Although I’m not an avid cook or sports woman, I enjoy reading books that include these subjects. I can’t believe I’m alone in wondering what happens to rape victims over time or how do the homeless survive. Are there characters you wonder about as you walk or drive through busy streets?

7 comments:

Warren Bull said...

As a psychologist I worked with homeless people among others. Their lives were so moment to moment
that it was rare for a homeless person to show up for a second scheduled appointment. I remember one woman of limited intellectual abilities who told me in detail where and when during the week she could get a free meal from various church groups and charities. Her schedule for the seek was much more complicated than mine.

E. B. Davis said...

Yes, I wonder. There was a boy, about twelve-years-old, who came to my door selling firewood. Behind him on the street, I saw a broken down truck driven by a shriveled looking man, presumably his father. I didn't need firewood at the time. My immediate response was negative. As I shut the door, I realized the boy resembled my son. I so wish I'd bought firewood that day whether I needed it or not.

Pauline Alldred said...

Several homeless persons who ended up as patients appreciated the relatively comfortable bed and three meals a day but they didn't like lights out at ten p.m. or the no smoking rules. I guess every life style has its advantages and not having to conform or obey rules seems part of being homeless.

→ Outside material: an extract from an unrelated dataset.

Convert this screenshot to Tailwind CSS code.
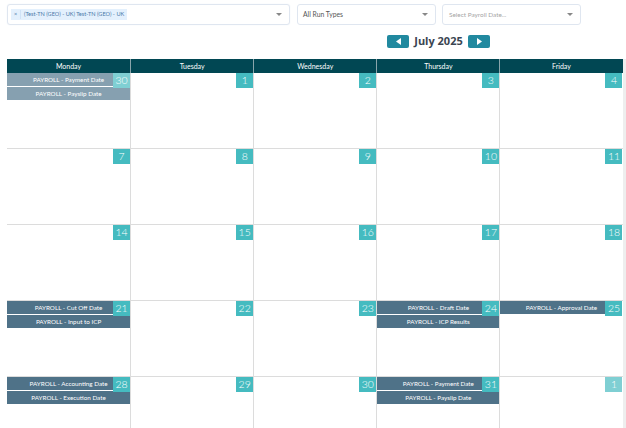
<!DOCTYPE html>
<html lang="en" class="overflow-hidden">
<head>
<meta charset="UTF-8">
<title>Payroll Calendar</title>
<script src="https://cdn.jsdelivr.net/npm/@tailwindcss/browser@4"></script>
</head>
<body class="bg-white font-['Lato',sans-serif] w-[626px] h-[428px] overflow-hidden">

<!-- Filters -->
<div class="flex pl-[7px] pt-[4px] h-[35px] items-start">
  <div class="w-[283px] h-[21px] border border-[#dfe6f0] rounded-[3px] flex items-center pl-[3px] pr-[7px] shadow-[0_0_1px_#dfe6f0]">
    <div class="h-[11px] bg-[#e3f0fd] flex items-center text-[5.6px] text-[#4a78a8] whitespace-nowrap">
      <span class="w-[10px] text-center border-r border-[#cfe2f7]">×</span>
      <span class="px-[3px]">(Test-TN (GEO) - UK) Test-TN (GEO) - UK</span>
    </div>
    <span class="ml-auto w-0 h-0 border-x-[3px] border-x-transparent border-t-[3px] border-t-[#888]"></span>
  </div>
  <div class="ml-[7px] w-[139px] h-[21px] border border-[#dfe6f0] rounded-[3px] flex items-center pl-[5px] pr-[7px] text-[6.8px] text-[#555]">
    All Run Types
    <span class="ml-auto w-0 h-0 border-x-[3px] border-x-transparent border-t-[3px] border-t-[#888]"></span>
  </div>
  <div class="ml-[6px] w-[139px] h-[21px] border border-[#dfe6f0] rounded-[3px] flex items-center pl-[6px] pr-[7px] text-[6.4px] text-[#a5a5a5]">
    Select Payroll Date...
    <span class="ml-auto w-0 h-0 border-x-[3px] border-x-transparent border-t-[3px] border-t-[#888]"></span>
  </div>
</div>

<!-- Month navigation -->
<div class="flex items-center h-[13px] mb-[11px] pl-[387px]">
  <button class="w-[22px] h-[13px] bg-[#21899f] rounded-[2px] flex items-center justify-center">
    <svg width="5" height="7" viewBox="0 0 5 7"><path d="M5 0v7L0 3.5z" fill="#fff"/></svg>
  </button>
  <span class="w-[59px] text-center text-[11px] font-bold font-['Open_Sans',sans-serif] text-[#3a4552] whitespace-nowrap">July 2025</span>
  <button class="w-[22px] h-[13px] bg-[#21899f] rounded-[2px] flex items-center justify-center">
    <svg width="5" height="7" viewBox="0 0 5 7"><path d="M0 0v7l5-3.5z" fill="#fff"/></svg>
  </button>
</div>

<!-- Calendar -->
<div class="flex h-[369px] overflow-hidden">
  <div class="ml-[7px] w-[615.5px]">
    <div class="grid grid-cols-5 h-[14px] bg-[#014753] text-white text-[7px]">
      <div class="flex items-center justify-center">Monday</div>
      <div class="flex items-center justify-center border-l border-[#8aa5ab]">Tuesday</div>
      <div class="flex items-center justify-center border-l border-[#8aa5ab]">Wednesday</div>
      <div class="flex items-center justify-center border-l border-[#8aa5ab]">Thursday</div>
      <div class="flex items-center justify-center border-l border-[#8aa5ab]">Friday</div>
    </div>
    <div id="weeks"></div>
  </div>
  <div class="w-[3.5px] bg-[#eeeeee]"></div>
</div>

<script>
  // Each day: [day number, faded, events]
  const weeks = [
    [[30, true, ['Payment Date', 'Payslip Date']], [1], [2], [3], [4]],
    [[7], [8], [9], [10], [11]],
    [[14], [15], [16], [17], [18]],
    [[21, false, ['Cut Off Date', 'Input to ICP']], [22], [23], [24, false, ['Draft Date', 'ICP Results']], [25, false, ['Approval Date']]],
    [[28, false, ['Accounting Date', 'Execution Date']], [29], [30], [31, false, ['Payment Date', 'Payslip Date']], [1, true]]
  ];

  const html = weeks.map(week => {
    const cells = week.map(([day, faded, events], i) => {
      const list = (events || []).map(ev => `
        <div class="h-[13px] mb-[1px] flex items-center justify-center text-white text-[6.3px] whitespace-nowrap ${faded ? 'bg-[#86a0b0]' : 'bg-[#4f7288]'}">PAYROLL - ${ev}</div>`).join('');
      return `<div class="relative ${i ? 'border-l border-[#dcdcdc]' : ''}">
        ${list}
        <span class="absolute top-0 right-0 w-[17px] h-[15px] flex items-center justify-center text-white text-[10.5px] font-light ${faded ? 'bg-[#7fcfd3]' : 'bg-[#45bbc0]'}">${day}</span>
      </div>`;
    }).join('');
    return `<div class="grid grid-cols-5 h-[76px] border-b border-[#dcdcdc]">${cells}</div>`;
  }).join('');
  document.getElementById('weeks').innerHTML = html;
</script>
</body>
</html>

And Warren, I never met a homeless person eager to learn how to make psychological changes. They spend too much time thinking about basic survival issues--Maslow's hierarchy--food and shelter way before self-realization. But,as Elaine pointed out, it could be important to reach out to the children of homeless families.

Donnell said...

Pauline, what an interesting blog. I often wonder not what happens to them afterward, but what led them to that point. I'm so sad when I see someone on a street corner or at my church's soup kitchen. I want to know what his story is and what led him to that point. And forgive me, if it's a woman, I want to know even more.

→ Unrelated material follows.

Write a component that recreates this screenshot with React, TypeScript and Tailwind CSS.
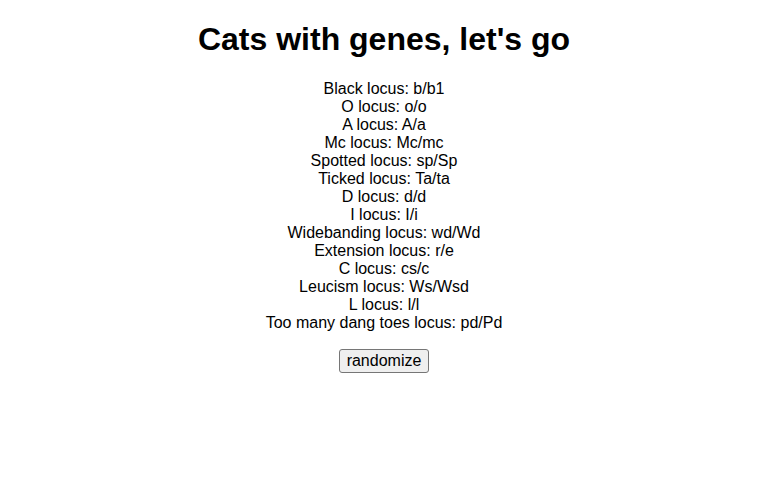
import React from "react";

const loci = [
  { name: "Black", value: "b/b1" },
  { name: "O", value: "o/o" },
  { name: "A", value: "A/a" },
  { name: "Mc", value: "Mc/mc" },
  { name: "Spotted", value: "sp/Sp" },
  { name: "Ticked", value: "Ta/ta" },
  { name: "D", value: "d/d" },
  { name: "I", value: "I/i" },
  { name: "Widebanding", value: "wd/Wd" },
  { name: "Extension", value: "r/e" },
  { name: "C", value: "cs/c" },
  { name: "Leucism", value: "Ws/Wsd" },
  { name: "L", value: "l/l" },
  { name: "Too many dang toes", value: "pd/Pd" },
];

const App = () => {
  return (
    <div className="text-center text-black font-['Liberation_Sans',Arial,sans-serif]">
      <h1 className="text-[32px] leading-[37px] font-bold pt-[21px] mb-[22px]">
        Cats with genes, let's go
      </h1>
      <div className="text-[16px] leading-[18px]">
        {loci.map(({ name, value }, key) => (
          <div key={key}>
            {name} locus: {value}
          </div>
        ))}
      </div>
      <div className="mt-[17px]">
        <button className="text-[16px] leading-[18px] bg-[#efefef] border border-[#767676] rounded-[3px] px-[7px] py-[2px] text-black">
          randomize
        </button>
      </div>
    </div>
  );
};

export default App;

As for hobbies etc. when I pick up a book, I'm not necessarily compelled by that, if a book has great blurb and a great mystery/thriller feel, I want to read it. And of course if it's an author I've learned to trust tells a great story.

Nice post!

Warren Bull said...

Pauline, I have only seen a few homeless people whose priorities included dealing with their emotional issues. However, if I could help them get a degree of stability and predictability in their lives, then other issues could come to the fore.

Polly said...

With changing times, homeless persons are changing too. There are numbers of previously middle class joining the ranks for one reason or another, whether it be mortgage problems or a myriad of other unforeseeable events. Sometimes I'm glad I don't go out often to see that person with a sign that says "work for food." You want to know their story, but you don't. But seeing homeless children, that's the worst.

Pauline Alldred said...

Donnell and Polly, thank you for your comments. I used to take care of homeless people who were mentally ill, alcoholics, or abused in their families or by their spouses, and veterans who couldn't adjust to civilian life. Lately I've met teenagers raised by homeless parents and the teengers describe being scared as children.

Warren, as you said, it's amazing how difficult survival on the streets can be. I once took care of a 60 year old schizophrenic woman who looked 40 at the most. Did she survive by not being aware of how bad her situation was, I wonder.